SHORT PROBLEM:
Pick out every line holding the string "React" and copy it.

DATA EXTRACT:
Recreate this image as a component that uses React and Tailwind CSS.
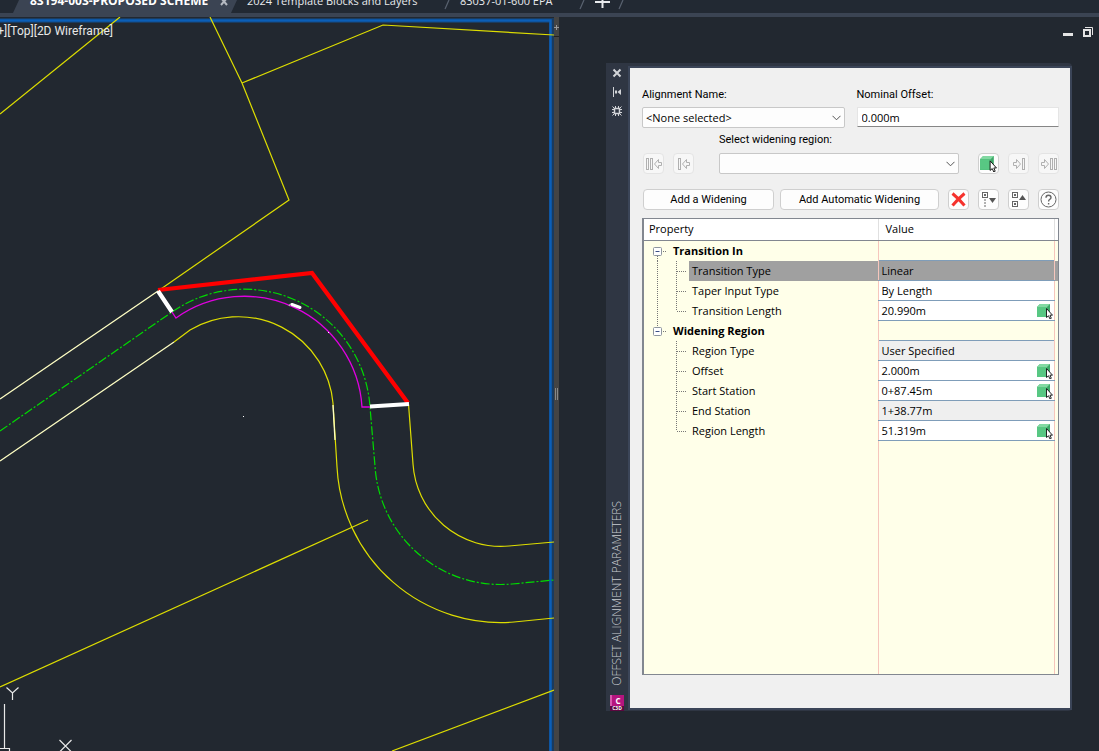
import React from "react";

const FONT = "font-['Open_Sans','Noto_Sans',sans-serif]";

function PickIcon({ className = "h-4 w-4" }) {
  return (
    <svg className={className} viewBox="0 0 16 16" aria-hidden="true">
      <path d="M0 4 L3 1 H13 V12 L10 14 H0 Z" fill="#3ea869" />
      <path d="M0 4 L3 1 H13 L10 4 Z" fill="#82d9a2" />
      <path d="M0 4 H10 V14 H0 Z" fill="#58c783" />
      <path
        d="M9.5 5.5 V14.5 L11.5 12.8 L13 16 L14.3 15.3 L13 12.2 H15.5 Z"
        fill="#fff"
        stroke="#111"
        strokeWidth="0.9"
      />
    </svg>
  );
}

function StepIcon({ bars = 1, flip = false }) {
  return (
    <svg
      className={flip ? "h-4 w-[18px] shrink-0 -scale-x-100" : "h-4 w-[18px] shrink-0"}
      viewBox="0 0 18 16"
      fill="none"
      stroke="#b0b0b0"
      aria-hidden="true"
    >
      {bars === 2 && <rect x="1.5" y="2.5" width="2" height="11" />}
      <rect x={bars === 2 ? 5.5 : 3.5} y="2.5" width="2" height="11" />
      <path
        d={
          bars === 2
            ? "M9.5 8 L13.5 3.5 V6.5 H16.5 V9.5 H13.5 V12.5 Z"
            : "M7.5 8 L11.5 3.5 V6.5 H14.5 V9.5 H11.5 V12.5 Z"
        }
      />
    </svg>
  );
}

function IconButton({ label, disabled, children }) {
  return (
    <button
      type="button"
      aria-label={label}
      disabled={disabled}
      className={
        disabled
          ? "flex h-[21px] w-[21px] shrink-0 items-center justify-center rounded border border-[#e4e4e4] bg-[#f7f7f7]"
          : "flex h-[21px] w-[21px] shrink-0 items-center justify-center rounded border border-[#cfcfcf] bg-[#fdfdfd]"
      }
    >
      {children}
    </button>
  );
}

function SelectBox({ id, options }) {
  return (
    <div className="relative flex-1">
      <select
        id={id}
        className="h-[21px] w-full appearance-none rounded-[2px] border border-[#c8c8c8] bg-[#fdfdfd] px-[3px] text-[11px] leading-4 text-black"
      >
        {options.map((o) => (
          <option key={o}>{o}</option>
        ))}
      </select>
      <svg
        className="pointer-events-none absolute top-2 right-1 h-[6px] w-[9px]"
        viewBox="0 0 9 6"
        fill="none"
        stroke="#555"
        aria-hidden="true"
      >
        <path d="M0.5 0.8 L4.5 4.8 L8.5 0.8" />
      </svg>
    </div>
  );
}

const rows = [
  { group: "Transition In", first: true },
  { name: "Transition Type", value: "Linear", selected: true },
  { name: "Taper Input Type", value: "By Length" },
  { name: "Transition Length", value: "20.990m", pick: true, last: true },
  { group: "Widening Region" },
  { name: "Region Type", value: "User Specified", locked: true, tail: true },
  { name: "Offset", value: "2.000m", pick: true, tail: true },
  { name: "Start Station", value: "0+87.45m", pick: true, tail: true },
  { name: "End Station", value: "1+38.77m", locked: true, tail: true },
  { name: "Region Length", value: "51.319m", pick: true, last: true, tail: true },
];

function TreeLines({ row }) {
  return (
    <svg
      className={row.group ? "h-5 w-[29px] shrink-0" : "h-5 w-[45px] shrink-0"}
      viewBox={row.group ? "0 0 29 20" : "0 0 45 20"}
      fill="none"
      stroke="#777"
      strokeDasharray="1 1"
      aria-hidden="true"
    >
      {row.group ? (
        <>
          {row.first ? <path d="M13.5 15 V20" /> : <path d="M13.5 0 V6" />}
          <path d="M19 10.5 H22" />
          <rect x="9.5" y="6.5" width="8" height="8" rx="1" fill="#fff" stroke="#8d959f" strokeDasharray="none" />
          <path d="M11.5 10.5 H15.5" stroke="#3b4f86" strokeDasharray="none" />
        </>
      ) : (
        <>
          {!row.tail && <path d="M13.5 0 V20" />}
          <path d={row.last ? "M32.5 0 V10" : "M32.5 0 V20"} />
          <path d="M33 10.5 H42" />
        </>
      )}
    </svg>
  );
}

function valueClass(row) {
  if (row.selected) return "border-y border-y-[#7f9db9] bg-[#a0a0a0]";
  if (row.locked) return "border-y border-y-[#7f9db9] bg-[#efefef]";
  return "border-y border-y-[#7f9db9] bg-white";
}

function PropertyTable() {
  return (
    <div className="flex flex-1 flex-col border border-l-2 border-[#828790] bg-[#ffffe9]">
      <table className="h-full w-full table-fixed border-collapse text-[11px] leading-4 text-black">
        <colgroup>
          <col />
          <col className="w-[176px]" />
          <col className="w-1" />
        </colgroup>
        <thead>
          <tr className="h-[21px] bg-white text-left">
            <th scope="col" className="border-b border-[#828790] px-[5px] font-normal">Property</th>
            <th scope="col" className="border-b border-l border-b-[#828790] border-l-[#e0e0e0] px-[7px] font-normal">Value</th>
            <td className="border-b border-l border-b-[#828790] border-l-[#e0e0e0]"></td>
          </tr>
        </thead>
        <tbody>
          {rows.map((row) => (
            <tr key={row.group || row.name} className="h-5">
              <th scope="row" className={row.group ? "p-0 text-left font-bold" : "p-0 text-left font-normal"}>
                <div className="flex h-5 items-stretch">
                  <TreeLines row={row} />
                  <span className={row.selected ? "flex flex-1 items-center bg-[#a0a0a0] pl-[3px]" : row.group ? "flex items-center" : "flex items-center pl-[3px]"}>
                    {row.group || row.name}
                  </span>
                </div>
              </th>
              {row.group ? (
                <td className="border-x border-x-[#f6c6bd] p-0"></td>
              ) : (
                <td className={"border-x border-x-[#f6c6bd] p-0 " + valueClass(row)}>
                  <div className="flex items-center justify-between pl-[3px] pr-px">
                    <span>{row.value}</span>
                    {row.pick && (
                      <button type="button" aria-label={"Pick " + row.name}>
                        <PickIcon />
                      </button>
                    )}
                  </div>
                </td>
              )}
              <td className={row.selected ? "bg-[#a0a0a0] p-0" : "p-0"}></td>
            </tr>
          ))}
          <tr>
            <td></td>
            <td className="border-x border-x-[#f6c6bd]"></td>
            <td></td>
          </tr>
        </tbody>
      </table>
    </div>
  );
}

function Drawing() {
  return (
    <svg className="block h-full w-full" fill="none" role="img" aria-label="Road alignment plan">
      <g transform="translate(0 -17)">
        <g stroke="#0b5fb8">
          <path d="M0 20.5 H551.5 V760" strokeWidth="5" opacity="0.35" />
          <path d="M0 20.5 H550.5 V760" strokeWidth="2.5" />
        </g>
        <g stroke="#dede00" strokeWidth="1.2">
          <path d="M120 17 L0 114" />
          <path d="M210 17 L242 83 L289 200 L158 291" />
          <path d="M242 83 L383 25 L554 35" />
          <path d="M174 342 L190 330 A95 95 0 0 1 333 403 L337 467 A164 164 0 0 0 514 622 L554 618" />
          <path d="M408.5 404 L413 464 A88 88 0 0 0 509 546 L554 542" />
          <path d="M0 687 L368 520" />
          <path d="M392 751 L554 690" />
        </g>
        <g stroke="#ffffc4" strokeWidth="1.3">
          <path d="M0 399 L158 291" />
          <path d="M0 461 L174 342" />
          <path d="M333 405 L335 440" />
        </g>
        <path
          d="M0 431 L172 312 A126 126 0 0 1 370 407 L375 466 A126 126 0 0 0 512 584 L554 580"
          stroke="#00dc00"
          strokeWidth="1.2"
          strokeDasharray="9 2 2 2"
        />
        <path d="M172 312 L176 318 A118 118 0 0 1 362 407 H370" stroke="#e000e0" strokeWidth="1.3" />
        <path d="M158 290 L312 273 L408 403" stroke="#fe0000" strokeWidth="4.2" />
        <path d="M158 291 L172 312 M370 406.5 L409 404" stroke="#fff" strokeWidth="4.2" />
        <path d="M289 306 Q290 303 293 304" stroke="#bbb" strokeWidth="1.2" />
        <path d="M292 304.5 L300 307.5" stroke="#fff" strokeWidth="3" strokeLinecap="round" />
        <path d="M243 416.5 H244 M328 332.5 H329" stroke="#fff" />
        <g stroke="#e8e8e8" strokeWidth="1.2">
          <path d="M4.5 704 V748 M0 748.5 H9.5 V752" />
          <path d="M6.5 687.5 L12.5 693 L18.5 687.5 M12.5 693 V700" />
          <path d="M59.5 740 L71.5 752 M71.5 740 L59.5 752" />
        </g>
      </g>
    </svg>
  );
}

function TabDivider() {
  return (
    <svg className="h-[13px] w-2 shrink-0" viewBox="0 0 8 13" aria-hidden="true">
      <path d="M1 9 L5 0" stroke="#5a6371" strokeWidth="1.2" />
    </svg>
  );
}

function FileTabs() {
  return (
    <nav className="flex h-[17px] shrink-0 items-start overflow-hidden border-b-4 border-[#3b4453] bg-[#222933] text-[11px] leading-4 whitespace-nowrap text-[#e8eaed]">
      <svg className="h-[13px] w-5 shrink-0" viewBox="0 0 20 13" aria-hidden="true">
        <path d="M13 13 L19 0 H20 V13 Z" fill="#3b4453" />
      </svg>
      <div className="flex h-[13px] w-[210px] shrink-0 items-end gap-3 bg-[#3b4453] pl-[10px]">
        <a href="#scheme" className="mb-1 text-[12px] font-bold text-white">83194-003-PROPOSED SCHEME</a>
        <button type="button" aria-label="Close tab" className="mb-[7px]">
          <svg className="h-2 w-2" viewBox="0 0 8 8" stroke="#b5bac2" strokeWidth="2" aria-hidden="true">
            <path d="M1 0 L7 7 M7 0 L1 7" />
          </svg>
        </button>
      </div>
      <svg className="h-[13px] w-[17px] shrink-0" viewBox="0 0 17 13" aria-hidden="true">
        <path d="M0 0 H7 L1 13 H0 Z" fill="#3b4453" />
      </svg>
      <div className="flex h-[13px] w-[197px] shrink-0 items-end">
        <a href="#template" className="mb-1">2024 Template Blocks and Layers</a>
      </div>
      <TabDivider />
      <div className="flex h-[13px] w-[127px] shrink-0 items-end pl-2">
        <a href="#epa" className="mb-1">83037-01-600 EPA</a>
      </div>
      <TabDivider />
      <button type="button" aria-label="New tab" className="mx-2 shrink-0">
        <svg className="h-[13px] w-[15px]" viewBox="0 0 15 13" stroke="#e8eaed" strokeWidth="2" aria-hidden="true">
          <path d="M0 2 H15 M7.5 0 V8" />
        </svg>
      </button>
      <TabDivider />
    </nav>
  );
}

function PaletteBar() {
  return (
    <div className="flex w-[22px] shrink-0 flex-col items-center bg-[#2f3643] pt-[5px]">
      <div className="flex flex-1 flex-col items-center gap-[9px]">
        <button type="button" aria-label="Close palette">
          <svg className="h-[10px] w-[10px]" viewBox="0 0 10 10" stroke="#d2d4d8" strokeWidth="2" aria-hidden="true">
            <path d="M1.5 1.5 L8.5 8.5 M8.5 1.5 L1.5 8.5" />
          </svg>
        </button>
        <button type="button" aria-label="Auto-hide">
          <svg className="h-[10px] w-[10px]" viewBox="0 0 10 10" fill="#d2d4d8" aria-hidden="true">
            <path d="M1 0 H2 V10 H1 Z M3 3.5 H5 V6.5 H3 Z M9 2 V8 L5.5 5 Z" />
          </svg>
        </button>
        <button type="button" aria-label="Palette settings">
          <svg className="h-[10px] w-[10px]" viewBox="0 0 10 10" fill="none" stroke="#d2d4d8" strokeWidth="1.5" aria-hidden="true">
            <rect x="2.5" y="2.5" width="5" height="5" />
            <path d="M3.5 0 V2 M6.5 0 V2 M3.5 8 V10 M6.5 8 V10 M0 3.5 H2 M0 6.5 H2 M8 3.5 H10 M8 6.5 H10 M0.5 0.5 L2.5 2.5 M9.5 0.5 L7.5 2.5 M0.5 9.5 L2.5 7.5 M9.5 9.5 L7.5 7.5" strokeWidth="1" />
          </svg>
        </button>
      </div>
      <h2 className="rotate-180 text-[12px] leading-4 font-light whitespace-nowrap text-[#c9ccd1] [writing-mode:vertical-rl]">
        OFFSET ALIGNMENT PARAMETERS
      </h2>
      <div className="mt-[9px] flex h-4 w-[14px] flex-col items-center border-l-2 border-[#d658ad] bg-[#b5157f]">
        <span className="text-[8px] leading-[11px] font-bold text-white">C</span>
        <span className="-ml-[2px] w-[14px] bg-[#5d0740] text-center text-[5px] leading-[5px] font-bold text-white">C3D</span>
      </div>
    </div>
  );
}

function Palette() {
  return (
    <section className="flex h-[648px] w-[466px] rounded-sm bg-[#2f3643]">
      <PaletteBar />
      <div className="mt-[3px] mb-px flex flex-1 flex-col border-2 border-[#3b4558] bg-[#f0f0f0] pr-[11px] pb-[33px] pl-3 text-[11px] leading-4 text-black">
        <div className="flex gap-3 pt-[19px]">
          <div className="flex flex-1 flex-col gap-1">
            <label htmlFor="alignment-name" className="font-[Roboto,sans-serif]">Alignment Name:</label>
            <SelectBox id="alignment-name" options={["<None selected>"]} />
          </div>
          <div className="flex flex-1 flex-col gap-1">
            <label htmlFor="nominal-offset" className="font-[Roboto,sans-serif]">Nominal Offset:</label>
            <input
              id="nominal-offset"
              defaultValue="0.000m"
              className="h-5 w-full rounded-[1px] border border-[#e5e5e5] border-b-[#868686] bg-white px-1 text-[11px] leading-4"
            />
          </div>
        </div>
        <label htmlFor="region" className="mt-1 ml-[77px] font-[Roboto,sans-serif]">Select widening region:</label>
        <div className="mt-[5px] flex items-center gap-[9px] pl-px">
          <IconButton label="First region" disabled><StepIcon bars={2} /></IconButton>
          <IconButton label="Previous region" disabled><StepIcon /></IconButton>
          <div className="mr-[10px] ml-4 flex flex-1">
            <SelectBox id="region" options={[""]} />
          </div>
          <IconButton label="Pick region"><PickIcon className="h-[17px] w-[17px] shrink-0" /></IconButton>
          <IconButton label="Next region" disabled><StepIcon flip /></IconButton>
          <IconButton label="Last region" disabled><StepIcon bars={2} flip /></IconButton>
        </div>
        <div className="mt-[15px] flex items-center gap-[9px] pl-px">
          <div className="flex flex-1 gap-[6px] font-[Roboto,sans-serif]">
            <button type="button" className="h-[21px] w-[131px] rounded border border-[#cfcfcf] bg-[#fdfdfd]">Add a Widening</button>
            <button type="button" className="h-[21px] flex-1 rounded border border-[#cfcfcf] bg-[#fdfdfd]">Add Automatic Widening</button>
          </div>
          <IconButton label="Delete">
            <svg className="h-[15px] w-[15px] shrink-0" viewBox="0 0 15 15" stroke="#f5322d" strokeWidth="3" aria-hidden="true">
              <path d="M1.5 1.5 Q7 6 13.5 13.5 M13.5 1.5 Q8 6 1.5 13.5" fill="none" />
            </svg>
          </IconButton>
          <IconButton label="Collapse all">
            <svg className="h-[17px] w-[17px] shrink-0" viewBox="0 0 17 17" fill="none" stroke="#666" aria-hidden="true">
              <rect x="2.5" y="1.5" width="5" height="5" />
              <path d="M4 4 H6" strokeWidth="2" />
              <path d="M5 8 V16" strokeDasharray="2 1" />
              <path d="M9 7 H16 L12.5 12 Z" fill="#555" stroke="none" />
            </svg>
          </IconButton>
          <IconButton label="Expand all">
            <svg className="h-[17px] w-[17px] shrink-0" viewBox="0 0 17 17" fill="none" stroke="#666" aria-hidden="true">
              <rect x="2.5" y="1.5" width="5" height="5" />
              <rect x="2.5" y="10.5" width="5" height="5" />
              <path d="M4 4 H6 M4 13 H6" strokeWidth="2" />
              <path d="M9 9 H16 L12.5 4 Z" fill="#555" stroke="none" />
            </svg>
          </IconButton>
          <IconButton label="Help">
            <svg className="h-[17px] w-[17px] shrink-0" viewBox="0 0 17 17" fill="none" stroke="#666" aria-hidden="true">
              <circle cx="8.5" cy="8.5" r="7.5" />
              <path d="M6 6.8 Q6 4.3 8.5 4.3 Q11 4.3 11 6.5 Q11 7.6 9.6 8.5 Q8.6 9.2 8.6 10.5 M8.6 12 V13.5" strokeWidth="1.4" />
            </svg>
          </IconButton>
        </div>
        <div className="mt-2 flex flex-1">
          <PropertyTable />
        </div>
      </div>
    </section>
  );
}

export default function App() {
  return (
    <div className={"flex h-screen flex-col overflow-hidden bg-[#222830] " + FONT}>
      <FileTabs />
      <main className="flex min-h-0 flex-1">
        <div className="relative min-w-0 flex-1 overflow-hidden">
          <Drawing />
          <p className="absolute top-[6px] -left-[6px] font-[Roboto,sans-serif] text-[12px] leading-4 whitespace-nowrap text-[#e8e8e8]">
            [+][Top][2D Wireframe]
          </p>
        </div>
        <div className="flex w-[5px] shrink-0 flex-col items-center bg-[#444]">
          <svg className="h-5 w-[5px]" viewBox="0 0 5 20" stroke="#999" aria-hidden="true">
            <path d="M0 10.5 H5 M2.5 8 V13" />
            <path d="M0 19.5 H5" stroke="#222" />
          </svg>
          <div className="flex flex-1 items-center">
            <svg className="h-3 w-[5px]" viewBox="0 0 5 12" stroke="#888" aria-hidden="true">
              <path d="M1.5 0 V12 M3.5 0 V12" />
            </svg>
          </div>
        </div>
        <div className="flex w-[540px] shrink-0 flex-col pl-[47px]">
          <div className="flex h-[46px] items-start justify-end gap-[10px] pt-[10px] pr-[6px]">
            <button type="button" aria-label="Minimize" className="pt-[6px]">
              <svg className="h-[3px] w-[10px]" viewBox="0 0 10 3" aria-hidden="true">
                <path d="M0 0 H10 V3 H0 Z" fill="#e4e4e4" />
              </svg>
            </button>
            <button type="button" aria-label="Restore">
              <svg className="h-[10px] w-[10px]" viewBox="0 0 10 10" fill="none" stroke="#e4e4e4" aria-hidden="true">
                <path d="M2 0.5 H9.5 V8" />
                <rect x="1" y="3" width="6" height="6" strokeWidth="2" />
              </svg>
            </button>
          </div>
          <Palette />
        </div>
      </main>
    </div>
  );
}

THE ANSWER:
Recreate this image as a component that uses React and Tailwind CSS.
import React from "react";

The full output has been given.